Goal:
All of the data that follows should be retyped exactly, please, except the pictures.

─── Information supplied ───

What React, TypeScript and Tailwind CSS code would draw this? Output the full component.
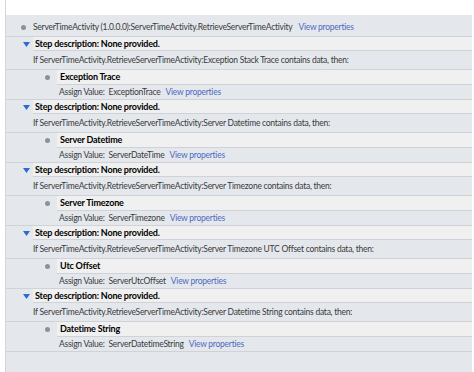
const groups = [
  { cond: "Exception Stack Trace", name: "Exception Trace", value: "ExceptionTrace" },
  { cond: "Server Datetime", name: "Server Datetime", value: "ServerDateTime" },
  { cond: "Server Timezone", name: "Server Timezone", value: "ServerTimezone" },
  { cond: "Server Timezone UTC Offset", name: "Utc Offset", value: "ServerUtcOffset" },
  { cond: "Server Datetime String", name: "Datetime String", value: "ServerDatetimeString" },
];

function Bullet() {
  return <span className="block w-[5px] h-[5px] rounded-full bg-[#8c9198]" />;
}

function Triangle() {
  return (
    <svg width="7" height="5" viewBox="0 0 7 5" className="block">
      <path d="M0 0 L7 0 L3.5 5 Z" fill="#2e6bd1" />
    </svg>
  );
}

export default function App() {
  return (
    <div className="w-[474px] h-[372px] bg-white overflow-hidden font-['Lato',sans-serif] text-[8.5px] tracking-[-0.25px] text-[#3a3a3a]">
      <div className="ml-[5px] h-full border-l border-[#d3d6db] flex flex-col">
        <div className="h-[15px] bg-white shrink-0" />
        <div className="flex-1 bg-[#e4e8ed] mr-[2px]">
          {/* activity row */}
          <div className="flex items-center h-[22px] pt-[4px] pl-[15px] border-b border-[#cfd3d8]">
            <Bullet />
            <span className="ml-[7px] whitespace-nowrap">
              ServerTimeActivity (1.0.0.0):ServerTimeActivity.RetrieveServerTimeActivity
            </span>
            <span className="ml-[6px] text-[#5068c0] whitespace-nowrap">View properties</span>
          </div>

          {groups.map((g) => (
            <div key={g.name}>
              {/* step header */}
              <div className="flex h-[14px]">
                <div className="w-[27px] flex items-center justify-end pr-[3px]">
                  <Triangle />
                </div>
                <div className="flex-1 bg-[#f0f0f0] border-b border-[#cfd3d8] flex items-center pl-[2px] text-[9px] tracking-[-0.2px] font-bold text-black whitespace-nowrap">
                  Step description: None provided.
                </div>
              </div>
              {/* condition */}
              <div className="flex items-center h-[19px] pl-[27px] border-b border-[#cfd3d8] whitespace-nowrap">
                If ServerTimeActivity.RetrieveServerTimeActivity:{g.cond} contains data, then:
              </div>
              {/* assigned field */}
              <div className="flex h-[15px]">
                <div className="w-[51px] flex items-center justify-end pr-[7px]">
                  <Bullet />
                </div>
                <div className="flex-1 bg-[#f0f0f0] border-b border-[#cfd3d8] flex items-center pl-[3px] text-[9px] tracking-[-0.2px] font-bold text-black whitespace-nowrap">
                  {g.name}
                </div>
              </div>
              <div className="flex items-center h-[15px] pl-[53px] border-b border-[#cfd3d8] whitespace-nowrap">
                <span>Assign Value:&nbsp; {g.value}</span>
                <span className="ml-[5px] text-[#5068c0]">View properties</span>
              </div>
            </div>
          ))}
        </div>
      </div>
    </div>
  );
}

───

The reply:
What React, TypeScript and Tailwind CSS code would draw this? Output the full component.
const groups = [
  { cond: "Exception Stack Trace", name: "Exception Trace", value: "ExceptionTrace" },
  { cond: "Server Datetime", name: "Server Datetime", value: "ServerDateTime" },
  { cond: "Server Timezone", name: "Server Timezone", value: "ServerTimezone" },
  { cond: "Server Timezone UTC Offset", name: "Utc Offset", value: "ServerUtcOffset" },
  { cond: "Server Datetime String", name: "Datetime String", value: "ServerDatetimeString" },
];

function Bullet() {
  return <span className="block w-[5px] h-[5px] rounded-full bg-[#8c9198]" />;
}

function Triangle() {
  return (
    <svg width="7" height="5" viewBox="0 0 7 5" className="block">
      <path d="M0 0 L7 0 L3.5 5 Z" fill="#2e6bd1" />
    </svg>
  );
}

export default function App() {
  return (
    <div className="w-[474px] h-[372px] bg-white overflow-hidden font-['Lato',sans-serif] text-[8.5px] tracking-[-0.25px] text-[#3a3a3a]">
      <div className="ml-[5px] h-full border-l border-[#d3d6db] flex flex-col">
        <div className="h-[15px] bg-white shrink-0" />
        <div className="flex-1 bg-[#e4e8ed] mr-[2px]">
          {/* activity row */}
          <div className="flex items-center h-[22px] pt-[4px] pl-[15px] border-b border-[#cfd3d8]">
            <Bullet />
            <span className="ml-[7px] whitespace-nowrap">
              ServerTimeActivity (1.0.0.0):ServerTimeActivity.RetrieveServerTimeActivity
            </span>
            <span className="ml-[6px] text-[#5068c0] whitespace-nowrap">View properties</span>
          </div>

          {groups.map((g) => (
            <div key={g.name}>
              {/* step header */}
              <div className="flex h-[14px]">
                <div className="w-[27px] flex items-center justify-end pr-[3px]">
                  <Triangle />
                </div>
                <div className="flex-1 bg-[#f0f0f0] border-b border-[#cfd3d8] flex items-center pl-[2px] text-[9px] tracking-[-0.2px] font-bold text-black whitespace-nowrap">
                  Step description: None provided.
                </div>
              </div>
              {/* condition */}
              <div className="flex items-center h-[19px] pl-[27px] border-b border-[#cfd3d8] whitespace-nowrap">
                If ServerTimeActivity.RetrieveServerTimeActivity:{g.cond} contains data, then:
              </div>
              {/* assigned field */}
              <div className="flex h-[15px]">
                <div className="w-[51px] flex items-center justify-end pr-[7px]">
                  <Bullet />
                </div>
                <div className="flex-1 bg-[#f0f0f0] border-b border-[#cfd3d8] flex items-center pl-[3px] text-[9px] tracking-[-0.2px] font-bold text-black whitespace-nowrap">
                  {g.name}
                </div>
              </div>
              <div className="flex items-center h-[15px] pl-[53px] border-b border-[#cfd3d8] whitespace-nowrap">
                <span>Assign Value:&nbsp; {g.value}</span>
                <span className="ml-[5px] text-[#5068c0]">View properties</span>
              </div>
            </div>
          ))}
        </div>
      </div>
    </div>
  );
}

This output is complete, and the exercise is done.